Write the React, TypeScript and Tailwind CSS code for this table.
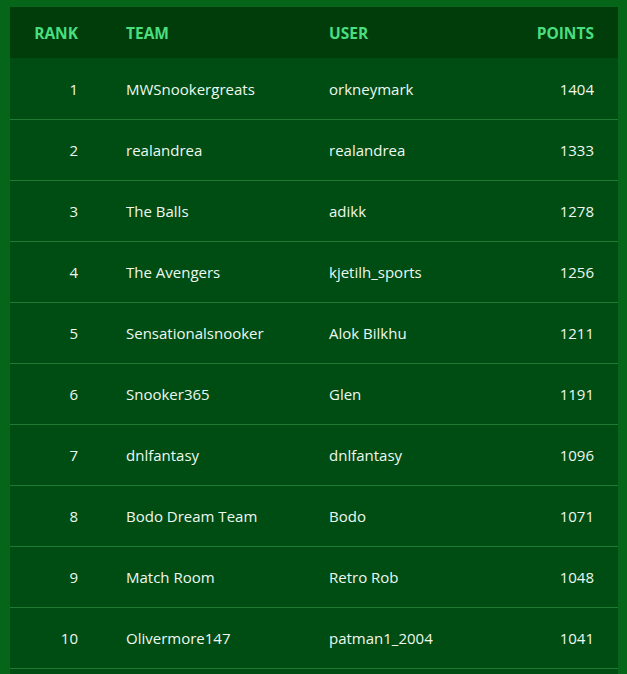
const rows = [
  { rank: 1, team: 'MWSnookergreats', user: 'orkneymark', points: 1404 },
  { rank: 2, team: 'realandrea', user: 'realandrea', points: 1333 },
  { rank: 3, team: 'The Balls', user: 'adikk', points: 1278 },
  { rank: 4, team: 'The Avengers', user: 'kjetilh_sports', points: 1256 },
  { rank: 5, team: 'Sensationalsnooker', user: 'Alok Bilkhu', points: 1211 },
  { rank: 6, team: 'Snooker365', user: 'Glen', points: 1191 },
  { rank: 7, team: 'dnlfantasy', user: 'dnlfantasy', points: 1096 },
  { rank: 8, team: 'Bodo Dream Team', user: 'Bodo', points: 1071 },
  { rank: 9, team: 'Match Room', user: 'Retro Rob', points: 1048 },
  { rank: 10, team: 'Olivermore147', user: 'patman1_2004', points: 1041 },
]

export default function App() {
  return (
    <div className="min-h-screen bg-[#05661a] pl-[10px] pr-[9px] pt-[7px] font-['Open_Sans',sans-serif] text-[15px]">
      <table className="w-full border-collapse table-fixed">
        <colgroup>
          <col className="w-[92px]" />
          <col className="w-[203px]" />
          <col />
          <col className="w-[120px]" />
        </colgroup>
        <thead>
          <tr className="bg-[#003d0a] h-[51px] text-[#4ade80] font-bold text-[15.5px]">
            <th className="px-6 pt-[2px] text-right">RANK</th>
            <th className="px-6 pt-[2px] text-left">TEAM</th>
            <th className="px-6 pt-[2px] text-left">USER</th>
            <th className="px-6 pt-[2px] text-right">POINTS</th>
          </tr>
        </thead>
        <tbody>
          {rows.map((r) => (
            <tr key={r.rank} className="bg-[#004d13] h-[61px] border-b border-[#1f7a33] text-[#eef8ef]">
              <td className="px-6 pt-[2px] text-right">{r.rank}</td>
              <td className="px-6 pt-[2px]">{r.team}</td>
              <td className="px-6 pt-[2px]">{r.user}</td>
              <td className="px-6 pt-[2px] text-right">{r.points}</td>
            </tr>
          ))}
          <tr className="bg-[#004d13] h-[61px]">
            <td colSpan={4}></td>
          </tr>
        </tbody>
      </table>
    </div>
  )
}
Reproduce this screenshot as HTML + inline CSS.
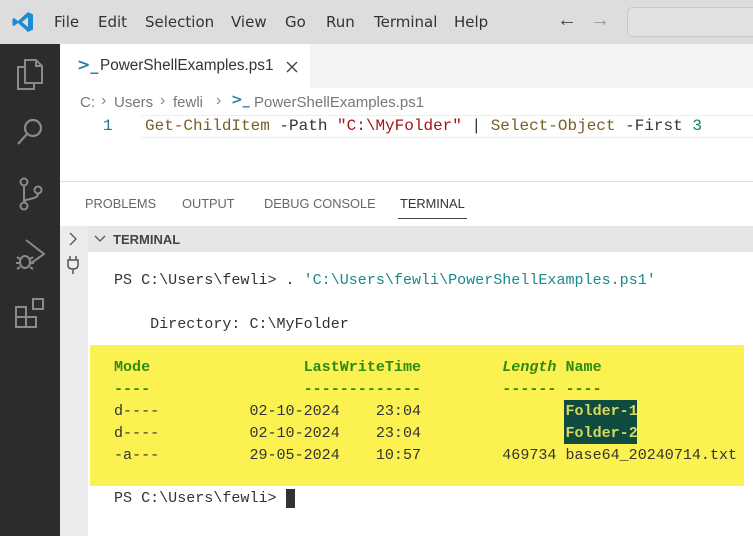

- Stated task: Repeat the material above in full and exactly, apart from the pictures.

- Expected answer:
Write the React, TypeScript and Tailwind CSS code for this table.
const rows = [
  { rank: 1, team: 'MWSnookergreats', user: 'orkneymark', points: 1404 },
  { rank: 2, team: 'realandrea', user: 'realandrea', points: 1333 },
  { rank: 3, team: 'The Balls', user: 'adikk', points: 1278 },
  { rank: 4, team: 'The Avengers', user: 'kjetilh_sports', points: 1256 },
  { rank: 5, team: 'Sensationalsnooker', user: 'Alok Bilkhu', points: 1211 },
  { rank: 6, team: 'Snooker365', user: 'Glen', points: 1191 },
  { rank: 7, team: 'dnlfantasy', user: 'dnlfantasy', points: 1096 },
  { rank: 8, team: 'Bodo Dream Team', user: 'Bodo', points: 1071 },
  { rank: 9, team: 'Match Room', user: 'Retro Rob', points: 1048 },
  { rank: 10, team: 'Olivermore147', user: 'patman1_2004', points: 1041 },
]

export default function App() {
  return (
    <div className="min-h-screen bg-[#05661a] pl-[10px] pr-[9px] pt-[7px] font-['Open_Sans',sans-serif] text-[15px]">
      <table className="w-full border-collapse table-fixed">
        <colgroup>
          <col className="w-[92px]" />
          <col className="w-[203px]" />
          <col />
          <col className="w-[120px]" />
        </colgroup>
        <thead>
          <tr className="bg-[#003d0a] h-[51px] text-[#4ade80] font-bold text-[15.5px]">
            <th className="px-6 pt-[2px] text-right">RANK</th>
            <th className="px-6 pt-[2px] text-left">TEAM</th>
            <th className="px-6 pt-[2px] text-left">USER</th>
            <th className="px-6 pt-[2px] text-right">POINTS</th>
          </tr>
        </thead>
        <tbody>
          {rows.map((r) => (
            <tr key={r.rank} className="bg-[#004d13] h-[61px] border-b border-[#1f7a33] text-[#eef8ef]">
              <td className="px-6 pt-[2px] text-right">{r.rank}</td>
              <td className="px-6 pt-[2px]">{r.team}</td>
              <td className="px-6 pt-[2px]">{r.user}</td>
              <td className="px-6 pt-[2px] text-right">{r.points}</td>
            </tr>
          ))}
          <tr className="bg-[#004d13] h-[61px]">
            <td colSpan={4}></td>
          </tr>
        </tbody>
      </table>
    </div>
  )
}
Reproduce this screenshot as HTML + inline CSS.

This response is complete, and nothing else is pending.